Dudley also gave us a preview of the bottled but as yet available 2008 Inkwell Shiraz as he thinks it needs to gestate a little bit longer. He is aiming to make wines that are going to go 10 years, at least, and a wine with enough structure to do that can be rather daunting when in it's formative years.

This wine is a tad sneaky, with the first sip I'm thinking oh yes it's full bodied alright, good fruit, and as you might expect from a wine planning to last a while, the tannins are still a tad grippy in the poor young thing. Then another sip, and the taste buds looked over at the gums, and the gums metaphorically winked back whilst daring the tongue to resist licking them. The tongue joined the Borg.

This wine is big, but it's like an elephant in a tutu. Thing is, I reckon that this Pachyderm can dance like Baryshnikov, it's just that it's going to take a few years before it's actually graceful.

I'm going to hold out and save my rating until it's released, but if you'll take my advice you'll keep an eye out for that day.

Dudley is very passionate about the Vale, and deserves a bloody big pat on the back for fighting for it.

Thursday, December 16, 2010

Madeleines Musque Chardonnay 2009

Gah a white! Well, I was planning on having some freshly shelled prawns and it just seemed the right choice.

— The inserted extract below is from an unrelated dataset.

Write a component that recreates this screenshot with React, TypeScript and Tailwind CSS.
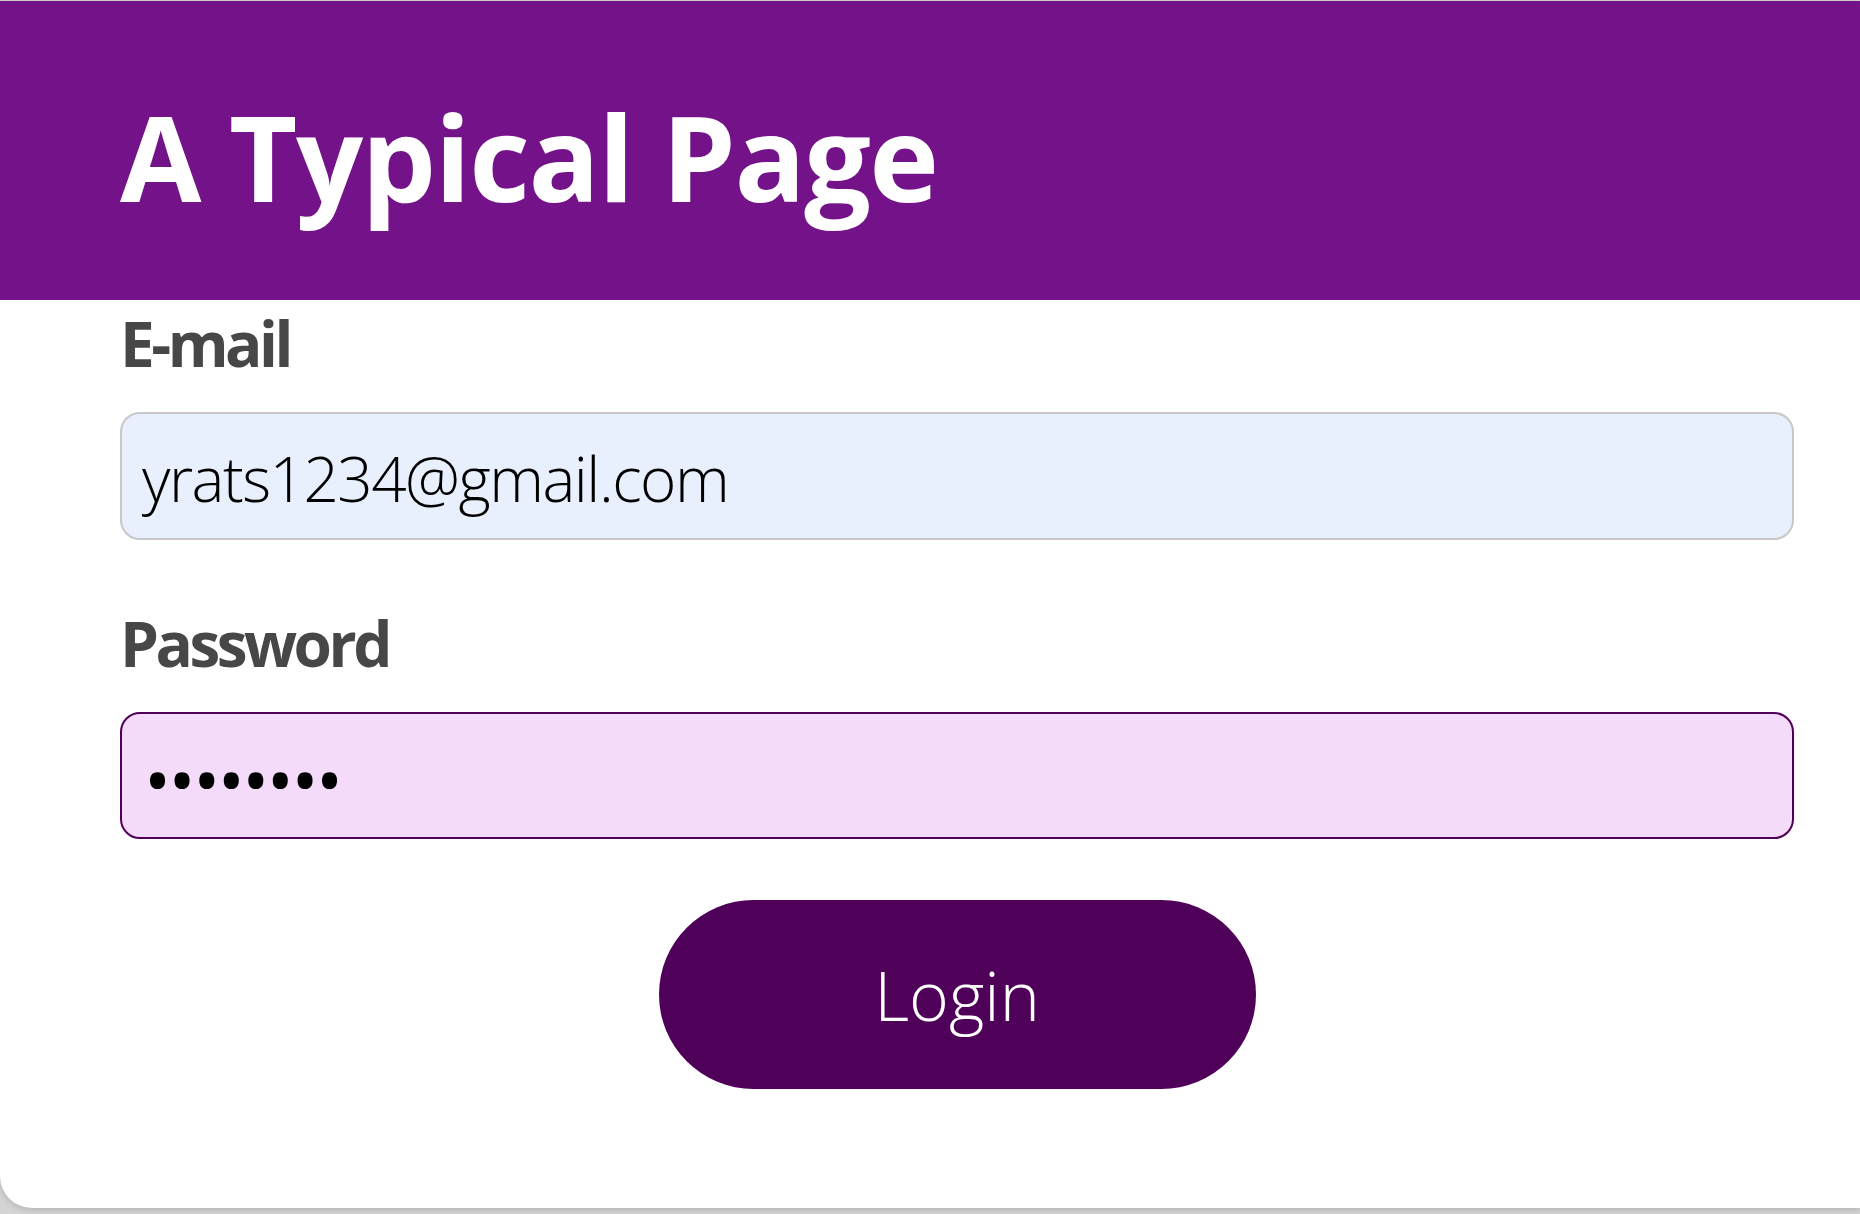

I'm pretty hard to please with Chardonnay because, as I've ranted before, I like the big old style. Briefly, whilst this is not an old style, this is probably the best Chard I've had this year, and well ahead of all but one or two others, which to be fair had some age.

Quality stuff.

(Chris, can you make a special barrel next year just for me and the other die hards that won't give up on the big ones?)

Monday, December 13, 2010

Longwood 2007 Shiraz (cleanskin)

I opened a bottle of this on Friday, and about 3/4 of it got consumed. I put the lid back on and proceded to have a weekend of too much xmas cheer. Tonight I found the 1/4 bottle.

Impressively, the wine is noticably better tonight. The fresh bottle has plenty of yummy fruit but a very slightly bitter finish which I suspect is from the ample tannins, and also has somewhat noticable acid. All good things for cellaring, and nothing that stopped me enjoying it Friday.

But tonight after very extended breathing it's all come together so well. The fruit is more complex, the tannins are more subdued, and even the acid has softened beautifully.

Phil, the winemaker, hints this may live forever. I reckon he may be right.

Not sure how much, if any, is left. Highly Recommended for cellaring and ****.

Friday, December 10, 2010

Lazy Ballerina 2008 Shiraz

James Hook, the winemaker at Lazy B makes two Shiraz, a straight and a Shiraz Viognier. This is the wine with only red grapes, and it's the one I prefer. My wife disagrees with me.

This wine is just lovely, the sort where the glass seems to empty itself, and far too quickly - I keep looking for the Nac Mac Feegles stealing me wine.

Nice plum purple-crimson, with a nose that makes you smile as though you know some private joke, though in my case I probably just look like a grinning idiot. But I reckon the joke's on anyone who hasn't tried this wine.

Quite fine tannins, just grippy enough to keep the flavour on your tongue and hint that it's got some years ahead of it yet. Really nice fruit that has you licking your gums because your taste buds tell you that is a good idea, and they're right. The acid integration is just so smooth that I reckon Rob Thomas was having a glass of this at some point and had an epiphany. Balanced, classy and yum.